§ Task to carry out
Pick out each line with the word "this" from the material that follows.

§ Exercise materials
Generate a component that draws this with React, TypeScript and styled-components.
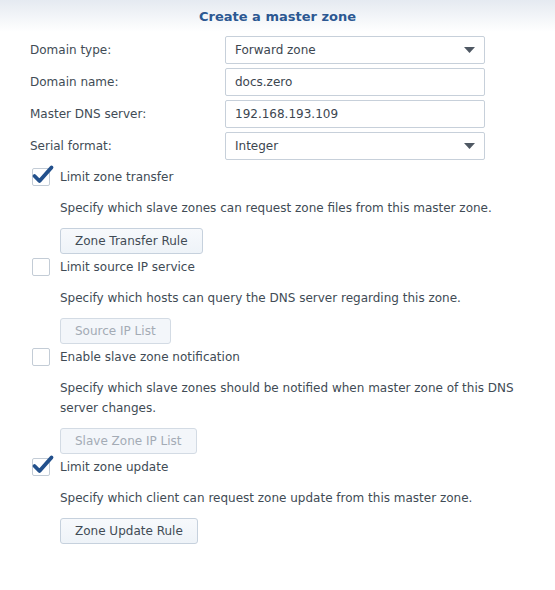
...
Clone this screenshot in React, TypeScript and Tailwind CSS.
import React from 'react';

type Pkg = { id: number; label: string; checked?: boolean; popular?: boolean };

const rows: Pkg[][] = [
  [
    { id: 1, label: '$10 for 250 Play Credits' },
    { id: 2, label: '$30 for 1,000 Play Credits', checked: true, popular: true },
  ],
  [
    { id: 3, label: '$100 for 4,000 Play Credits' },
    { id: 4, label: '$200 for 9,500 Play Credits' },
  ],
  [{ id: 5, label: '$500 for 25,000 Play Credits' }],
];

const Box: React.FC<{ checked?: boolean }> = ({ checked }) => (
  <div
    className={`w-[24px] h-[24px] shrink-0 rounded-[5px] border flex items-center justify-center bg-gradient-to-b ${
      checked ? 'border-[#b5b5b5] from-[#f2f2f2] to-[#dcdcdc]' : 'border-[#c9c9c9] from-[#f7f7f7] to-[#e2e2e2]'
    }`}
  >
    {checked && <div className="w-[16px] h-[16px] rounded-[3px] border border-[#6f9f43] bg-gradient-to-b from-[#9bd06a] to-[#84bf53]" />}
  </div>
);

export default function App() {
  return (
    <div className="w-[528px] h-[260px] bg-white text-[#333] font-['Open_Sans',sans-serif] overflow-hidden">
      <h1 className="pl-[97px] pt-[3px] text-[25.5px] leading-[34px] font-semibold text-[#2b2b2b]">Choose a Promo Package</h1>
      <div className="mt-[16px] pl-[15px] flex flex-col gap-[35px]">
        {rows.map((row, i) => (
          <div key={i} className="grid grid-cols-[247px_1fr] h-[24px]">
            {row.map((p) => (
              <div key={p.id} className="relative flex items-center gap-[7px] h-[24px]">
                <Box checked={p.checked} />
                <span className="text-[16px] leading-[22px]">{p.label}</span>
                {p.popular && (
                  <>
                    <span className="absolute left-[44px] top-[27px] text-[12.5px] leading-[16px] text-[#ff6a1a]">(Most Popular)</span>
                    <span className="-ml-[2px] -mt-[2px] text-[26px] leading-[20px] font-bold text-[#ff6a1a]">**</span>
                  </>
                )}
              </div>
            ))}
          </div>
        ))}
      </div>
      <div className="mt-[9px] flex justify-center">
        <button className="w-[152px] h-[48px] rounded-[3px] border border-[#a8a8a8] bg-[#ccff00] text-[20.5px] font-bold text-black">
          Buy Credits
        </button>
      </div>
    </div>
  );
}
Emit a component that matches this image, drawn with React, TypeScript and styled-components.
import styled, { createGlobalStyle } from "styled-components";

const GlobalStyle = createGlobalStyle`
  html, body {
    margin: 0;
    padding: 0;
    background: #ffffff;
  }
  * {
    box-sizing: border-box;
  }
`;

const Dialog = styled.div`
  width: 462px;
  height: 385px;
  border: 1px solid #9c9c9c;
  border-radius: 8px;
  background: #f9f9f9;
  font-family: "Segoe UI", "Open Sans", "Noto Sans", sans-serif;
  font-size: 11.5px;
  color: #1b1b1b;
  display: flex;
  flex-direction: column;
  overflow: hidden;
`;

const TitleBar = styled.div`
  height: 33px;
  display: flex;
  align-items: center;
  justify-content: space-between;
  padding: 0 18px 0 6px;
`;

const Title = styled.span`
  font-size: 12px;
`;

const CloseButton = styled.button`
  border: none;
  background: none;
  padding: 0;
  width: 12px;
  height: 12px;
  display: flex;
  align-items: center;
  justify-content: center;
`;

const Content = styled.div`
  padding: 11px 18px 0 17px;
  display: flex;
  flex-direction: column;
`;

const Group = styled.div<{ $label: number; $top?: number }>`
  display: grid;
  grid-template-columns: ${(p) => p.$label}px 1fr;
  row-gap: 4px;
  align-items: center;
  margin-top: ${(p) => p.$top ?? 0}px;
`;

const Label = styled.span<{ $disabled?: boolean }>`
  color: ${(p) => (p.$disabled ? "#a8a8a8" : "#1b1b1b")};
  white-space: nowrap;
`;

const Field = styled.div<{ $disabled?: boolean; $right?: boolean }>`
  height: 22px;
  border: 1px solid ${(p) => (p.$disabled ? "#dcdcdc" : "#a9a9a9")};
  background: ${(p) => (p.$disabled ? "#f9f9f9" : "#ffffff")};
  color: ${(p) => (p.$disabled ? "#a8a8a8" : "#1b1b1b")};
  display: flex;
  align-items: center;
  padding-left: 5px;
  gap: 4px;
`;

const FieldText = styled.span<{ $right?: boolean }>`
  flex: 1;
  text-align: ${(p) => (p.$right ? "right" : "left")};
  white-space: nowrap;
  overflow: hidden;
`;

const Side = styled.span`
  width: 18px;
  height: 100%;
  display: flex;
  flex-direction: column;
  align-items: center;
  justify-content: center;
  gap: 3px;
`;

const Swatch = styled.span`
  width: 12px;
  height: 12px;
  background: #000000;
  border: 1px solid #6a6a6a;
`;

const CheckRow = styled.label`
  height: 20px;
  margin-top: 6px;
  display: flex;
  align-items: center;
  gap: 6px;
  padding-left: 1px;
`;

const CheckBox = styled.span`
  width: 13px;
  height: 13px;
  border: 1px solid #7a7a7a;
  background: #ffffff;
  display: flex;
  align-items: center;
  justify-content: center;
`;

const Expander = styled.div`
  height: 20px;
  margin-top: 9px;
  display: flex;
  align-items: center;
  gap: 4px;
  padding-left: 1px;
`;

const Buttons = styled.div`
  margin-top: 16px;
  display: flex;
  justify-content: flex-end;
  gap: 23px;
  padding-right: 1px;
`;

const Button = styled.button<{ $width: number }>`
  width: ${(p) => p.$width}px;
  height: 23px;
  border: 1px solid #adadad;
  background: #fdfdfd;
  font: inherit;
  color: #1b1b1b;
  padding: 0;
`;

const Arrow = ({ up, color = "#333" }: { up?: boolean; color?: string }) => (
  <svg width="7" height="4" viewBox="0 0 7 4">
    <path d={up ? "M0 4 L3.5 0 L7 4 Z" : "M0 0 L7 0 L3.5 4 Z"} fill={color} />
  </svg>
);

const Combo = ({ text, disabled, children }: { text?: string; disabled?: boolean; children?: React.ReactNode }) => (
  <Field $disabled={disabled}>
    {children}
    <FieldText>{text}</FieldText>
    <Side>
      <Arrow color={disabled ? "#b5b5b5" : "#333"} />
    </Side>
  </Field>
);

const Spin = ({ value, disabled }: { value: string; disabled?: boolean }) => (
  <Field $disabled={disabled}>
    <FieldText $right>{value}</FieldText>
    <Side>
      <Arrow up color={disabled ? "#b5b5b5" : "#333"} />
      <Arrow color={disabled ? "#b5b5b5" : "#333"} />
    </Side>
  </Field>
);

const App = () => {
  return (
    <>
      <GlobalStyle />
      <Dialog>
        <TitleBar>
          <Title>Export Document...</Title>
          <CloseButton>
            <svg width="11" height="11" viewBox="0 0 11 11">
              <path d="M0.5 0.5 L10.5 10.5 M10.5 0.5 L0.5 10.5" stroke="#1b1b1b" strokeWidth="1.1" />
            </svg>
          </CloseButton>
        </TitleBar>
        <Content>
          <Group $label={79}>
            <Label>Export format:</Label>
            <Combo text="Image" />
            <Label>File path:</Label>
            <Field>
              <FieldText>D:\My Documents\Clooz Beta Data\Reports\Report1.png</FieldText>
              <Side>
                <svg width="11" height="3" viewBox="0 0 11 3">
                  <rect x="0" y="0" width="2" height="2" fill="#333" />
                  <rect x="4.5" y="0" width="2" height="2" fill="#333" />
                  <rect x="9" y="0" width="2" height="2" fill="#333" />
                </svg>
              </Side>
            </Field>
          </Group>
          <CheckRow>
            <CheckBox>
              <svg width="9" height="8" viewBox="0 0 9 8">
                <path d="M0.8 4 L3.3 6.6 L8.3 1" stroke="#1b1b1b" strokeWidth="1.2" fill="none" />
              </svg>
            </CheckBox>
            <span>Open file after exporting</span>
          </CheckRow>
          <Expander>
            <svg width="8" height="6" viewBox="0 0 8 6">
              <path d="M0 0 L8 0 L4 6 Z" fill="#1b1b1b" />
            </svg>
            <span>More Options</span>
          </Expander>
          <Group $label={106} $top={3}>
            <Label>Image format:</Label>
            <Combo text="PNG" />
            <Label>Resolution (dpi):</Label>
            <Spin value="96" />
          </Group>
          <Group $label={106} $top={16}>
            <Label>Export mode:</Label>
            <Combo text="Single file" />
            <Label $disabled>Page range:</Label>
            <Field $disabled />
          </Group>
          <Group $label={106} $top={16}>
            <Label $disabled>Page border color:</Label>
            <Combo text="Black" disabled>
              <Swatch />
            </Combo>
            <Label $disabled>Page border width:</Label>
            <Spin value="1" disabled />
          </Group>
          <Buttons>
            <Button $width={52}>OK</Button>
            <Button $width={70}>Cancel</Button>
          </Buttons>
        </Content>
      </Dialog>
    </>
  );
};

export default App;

§ Result of the task
Generate a component that draws this with React, TypeScript and styled-components.
Clone this screenshot in React, TypeScript and Tailwind CSS.
Emit a component that matches this image, drawn with React, TypeScript and styled-components.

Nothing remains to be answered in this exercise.